When $$t = 2$$, $$u = 4 + 9(2)^2 = 4 + 9(4) = 4 + 36 = 40$$.
Substitute $$u$$ and $$du$$ into the integral with the new limits:
$$\int_{13}^{40} \sqrt{u} \cdot \frac{1}{18} du = \frac{1}{18} \int_{13}^{40} u^{1/2} du$$

**step6** Calculating the antiderivative

Now, we find the antiderivative of $$u^{1/2}$$.
Using the power rule for integration ($$\int x^n dx = \frac{x^{n+1}}{n+1} + C$$):
$$\int u^{1/2} du = \frac{u^{1/2 + 1}}{1/2 + 1} = \frac{u^{3/2}}{3/2} = \frac{2}{3} u^{3/2}$$.

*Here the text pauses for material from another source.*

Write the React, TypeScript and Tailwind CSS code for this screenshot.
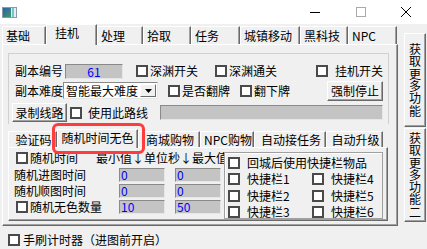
import React from "react";

const font = "font-['Noto_Sans_CJK_SC','Noto_Sans',sans-serif]";

const outerTabs = [
  { label: "基础", w: "w-[44px]" },
  { label: "挂机", w: "w-[51px]", active: true },
  { label: "处理", w: "w-[46px]" },
  { label: "拾取", w: "w-[48px]" },
  { label: "任务", w: "w-[49px]" },
  { label: "城镇移动", w: "w-[60px]" },
  { label: "黑科技", w: "w-[48px]" },
  { label: "NPC", w: "w-[49px]" },
];

const innerTabs = [
  { label: "验证码", w: "w-[49px]" },
  { label: "随机时间无色", w: "w-[81px]", active: true },
  { label: "商城购物", w: "w-[62px]" },
  { label: "NPC购物", w: "w-[54px]" },
  { label: "自动接任务", w: "w-[72px]" },
  { label: "自动升级", w: "w-[57px]" },
];

function Box() {
  return <span className="block w-[12px] h-[12px] shrink-0 border-2 border-[#4a4a4a] bg-white" />;
}

function Check({ label, className = "" }: { label: string; className?: string }) {
  return (
    <div className={"flex items-center whitespace-nowrap " + className}>
      <Box />
      <span>{label}</span>
    </div>
  );
}

function Field({ value, className = "" }: { value: string; className?: string }) {
  return (
    <div
      className={
        "h-[14px] bg-[#c4c4c4] border border-t-[#8a8a8a] border-l-[#8a8a8a] border-b-[#e6e6e6] border-r-[#e6e6e6] text-[#0000ff] text-[12px] leading-[12px] pl-[1px] " +
        className
      }
    >
      {value}
    </div>
  );
}

function Btn({ label, className = "" }: { label: string; className?: string }) {
  return (
    <div
      className={
        "flex items-center justify-center bg-[#f0f0f0] border border-t-white border-l-white border-b-[#696969] border-r-[#696969] shadow-[inset_-1px_-1px_0_#a0a0a0] " +
        className
      }
    >
      {label}
    </div>
  );
}

function TabStrip({ tabs, small }: { tabs: { label: string; w: string; active?: boolean }[]; small?: boolean }) {
  return (
    <div className={"flex items-end " + (small ? "h-[18px]" : "h-[20px]")}>
      {tabs.map((t) =>
        t.active ? (
          <div
            key={t.label}
            className={
              t.w +
              " relative z-10 -mb-px bg-[#f0f0f0] border-t border-l border-t-white border-l-white border-r border-r-[#696969] shadow-[inset_-1px_0_0_#a0a0a0] flex pt-[1px] " +
              (small ? "h-[19px] justify-center" : "h-[21px] pl-[8px]")
            }
          >
            {t.label}
          </div>
        ) : (
          <div
            key={t.label}
            className={
              t.w +
              " bg-[#f0f0f0] border-t border-l border-t-white border-l-white border-r border-r-[#696969] shadow-[inset_-1px_0_0_#a0a0a0] flex " +
              (small ? "h-[16px] leading-[15px] justify-center pl-[2px]" : "h-[18px] leading-[17px] pl-[3px]")
            }
          >
            {t.label}
          </div>
        )
      )}
    </div>
  );
}

function VButton({ text }: { text: string }) {
  return (
    <div className="w-[22px] h-[94px] bg-[#f0f0f0] border border-t-white border-l-white border-b-[#696969] border-r-[#696969] shadow-[inset_-1px_-1px_0_#a0a0a0] flex items-center justify-center">
      <div className="w-[12px] break-all leading-[12.3px] text-[12px]">{text}</div>
    </div>
  );
}

export default function App() {
  return (
    <div className={"relative w-[427px] h-[249px] bg-[#f0f0f0] text-[12px] leading-[14px] text-black overflow-hidden " + font}>
      {/* title bar */}
      <div className="h-[24px] bg-white flex items-center">
        <svg width="15" height="11" viewBox="0 0 15 11" className="ml-[2px]">
          <defs>
            <linearGradient id="ig" x1="0" y1="0" x2="1" y2="1">
              <stop offset="0" stopColor="#2f5fa8" />
              <stop offset="1" stopColor="#3f9a68" />
            </linearGradient>
          </defs>
          <rect x="0.5" y="0.5" width="14" height="10" fill="#e8eef2" stroke="#8a9aa8" />
          <rect x="1" y="1" width="8" height="9" fill="url(#ig)" />
          <rect x="10" y="1" width="2" height="9" fill="#6fc6d8" />
        </svg>
        <div className="ml-auto flex items-center">
          <svg width="12" height="12" viewBox="0 0 12 12" className="mr-[34px]">
            <line x1="1" y1="6.5" x2="11" y2="6.5" stroke="#000" strokeWidth="1" />
          </svg>
          <svg width="12" height="12" viewBox="0 0 12 12" className="mr-[33px]">
            <rect x="1.5" y="1.5" width="9" height="9" fill="none" stroke="#aaa" />
          </svg>
          <svg width="12" height="12" viewBox="0 0 12 12" className="mr-[15px]">
            <path d="M1 1L11 11M11 1L1 11" stroke="#000" strokeWidth="1" />
          </svg>
        </div>
      </div>

      <div className="flex">
        {/* main tab control */}
        <div className="ml-[2px] w-[396px] flex flex-col">
          <TabStrip tabs={outerTabs} />
          <div className="h-[182px] border border-t-white border-l-white border-b-[#696969] border-r-[#696969] shadow-[inset_-1px_-1px_0_#a0a0a0]">
            {/* group box */}
            <div className="mt-[8px] ml-[5px] w-[381px] h-[71px] border-t border-l border-r border-[#d0d0d0] pt-[9px] pl-[6px]">
              <div className="flex items-center h-[16px]">
                <span className="w-[48px]">副本编号</span>
                <div className="ml-[2px] w-[58px] h-[15px] bg-[#c4c4c4] border border-t-[#8a8a8a] border-l-[#8a8a8a] border-b-[#e6e6e6] border-r-[#e6e6e6] text-[#0000ff] text-center leading-[13px]">
                  61
                </div>
                <Check label="深渊开关" className="ml-[13px] gap-[2px]" />
                <Check label="深渊通关" className="ml-[17px] gap-[2px]" />
                <Check label="挂机开关" className="ml-[39px] gap-[7px]" />
              </div>
              <div className="flex items-center h-[17px] mt-[3px]">
                <span className="w-[48px]">副本难度</span>
                <div className="w-[95px] h-[17px] bg-white border border-t-[#8a8a8a] border-l-[#8a8a8a] border-b-[#e6e6e6] border-r-[#e6e6e6] flex items-center">
                  <span className="ml-[2px] text-[12px] whitespace-nowrap">智能最大难度</span>
                  <div className="ml-auto mr-[1px] w-[16px] h-[13px] bg-[#f0f0f0] border border-t-white border-l-white border-b-[#696969] border-r-[#696969] flex items-center justify-center">
                    <svg width="7" height="4" viewBox="0 0 7 4">
                      <path d="M0 0H7L3.5 4Z" fill="#000" />
                    </svg>
                  </div>
                </div>
                <Check label="是否翻牌" className="ml-[10px] gap-[2px]" />
                <Check label="翻下牌" className="ml-[10px] gap-[2px]" />
                <Btn label="强制停止" className="ml-[37px] w-[56px] h-[20px]" />
              </div>
              <div className="flex items-center h-[19px] mt-[4px] -ml-[3px]">
                <Btn label="录制线路" className="w-[55px] h-[19px]" />
                <Check label="使用此路线" className="ml-[3px] gap-[6px]" />
                <div className="ml-[12px] w-[223px] h-[15px] bg-[#c4c4c4] border border-t-[#8a8a8a] border-l-[#8a8a8a] border-b-[#e6e6e6] border-r-[#e6e6e6]" />
              </div>
            </div>

            {/* inner tab control */}
            <div className="mt-[5px] ml-[5px] w-[380px]">
              <TabStrip tabs={innerTabs} small />
              <div className="h-[74px] border border-t-white border-l-white border-b-[#696969] border-r-[#696969] shadow-[inset_-1px_-1px_0_#a0a0a0] flex">
                <div className="w-[215px] pl-[5px] pt-[2px]">
                  <div className="flex items-center h-[16px] whitespace-nowrap">
                    <Check label="随机时间" className="ml-[2px] gap-[2px]" />
                    <span className="ml-[18px]">最小值↓单位秒↓最大值</span>
                  </div>
                  <div className="flex items-center h-[16px] mt-[1px]">
                    <span className="w-[105px]">随机进图时间</span>
                    <Field value="0" className="w-[46px]" />
                    <Field value="0" className="ml-[10px] w-[46px]" />
                  </div>
                  <div className="flex items-center h-[16px]">
                    <span className="w-[105px]">随机顺图时间</span>
                    <Field value="0" className="w-[46px]" />
                    <Field value="0" className="ml-[10px] w-[46px]" />
                  </div>
                  <div className="flex items-center h-[16px]">
                    <div className="w-[103px] ml-[2px]">
                      <Check label="随机无色数量" className="gap-[2px]" />
                    </div>
                    <Field value="10" className="w-[46px]" />
                    <Field value="50" className="ml-[10px] w-[46px]" />
                  </div>
                </div>
                <div className="relative z-10 mt-[4px] w-[159px] h-[67px] bg-[#f0f0f0] border border-[#a0a0a0] shadow-[inset_1px_1px_0_#fff] pl-[3px] pt-[2px]">
                  <div className="flex items-center h-[16px]">
                    <Check label="回城后使用快捷栏物品" className="gap-[7px]" />
                  </div>
                  {[
                    ["快捷栏1", "快捷栏4"],
                    ["快捷栏2", "快捷栏5"],
                    ["快捷栏3", "快捷栏6"],
                  ].map((r, i) => (
                    <div key={r[0]} className={"flex items-center h-[16px] " + (i === 1 ? "mt-[1px]" : "")}>
                      <div className="w-[84px]">
                        <Check label={r[0]} className="gap-[7px]" />
                      </div>
                      <Check label={r[1]} className="gap-[7px]" />
                    </div>
                  ))}
                </div>
              </div>
            </div>
          </div>
        </div>

        {/* side buttons */}
        <div className="ml-[6px] pt-[9px] flex flex-col gap-[1px]">
          <VButton text="获取更多功能" />
          <VButton text="获取更多功能二" />
        </div>
      </div>

      <div className="mt-[7px] ml-[8px]">
        <Check label="手刷计时器（进图前开启）" className="gap-[3px]" />
      </div>

      {/* annotation */}
      <div className="absolute left-[52px] top-[123px] w-[93px] h-[31px] border-[3px] border-[#ff3b3b] rounded-[6px]" />
    </div>
  );
}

**step7** Applying the limits of integration

Apply the limits of integration ($$u=13$$ to $$u=40$$) to the antiderivative using the Fundamental Theorem of Calculus:
$$\frac{1}{18} \left[ \frac{2}{3} u^{3/2} \right]_{13}^{40}$$
$$ = \frac{1}{18} \times \frac{2}{3} (40^{3/2} - 13^{3/2})$$
$$ = \frac{2}{54} (40^{3/2} - 13^{3/2})$$
$$ = \frac{1}{27} (40^{3/2} - 13^{3/2})$$

**step8** Simplifying the result

Finally, we simplify the terms with fractional exponents:
$$40^{3/2} = 40 \times 40^{1/2} = 40\sqrt{40} = 40\sqrt{4 \times 10} = 40 \times 2\sqrt{10} = 80\sqrt{10}$$
$$13^{3/2} = 13 \times 13^{1/2} = 13\sqrt{13}$$
Substitute these simplified values back into the expression:
$$\frac{1}{27} (80\sqrt{10} - 13\sqrt{13})$$
This is the final evaluated value of the line integral.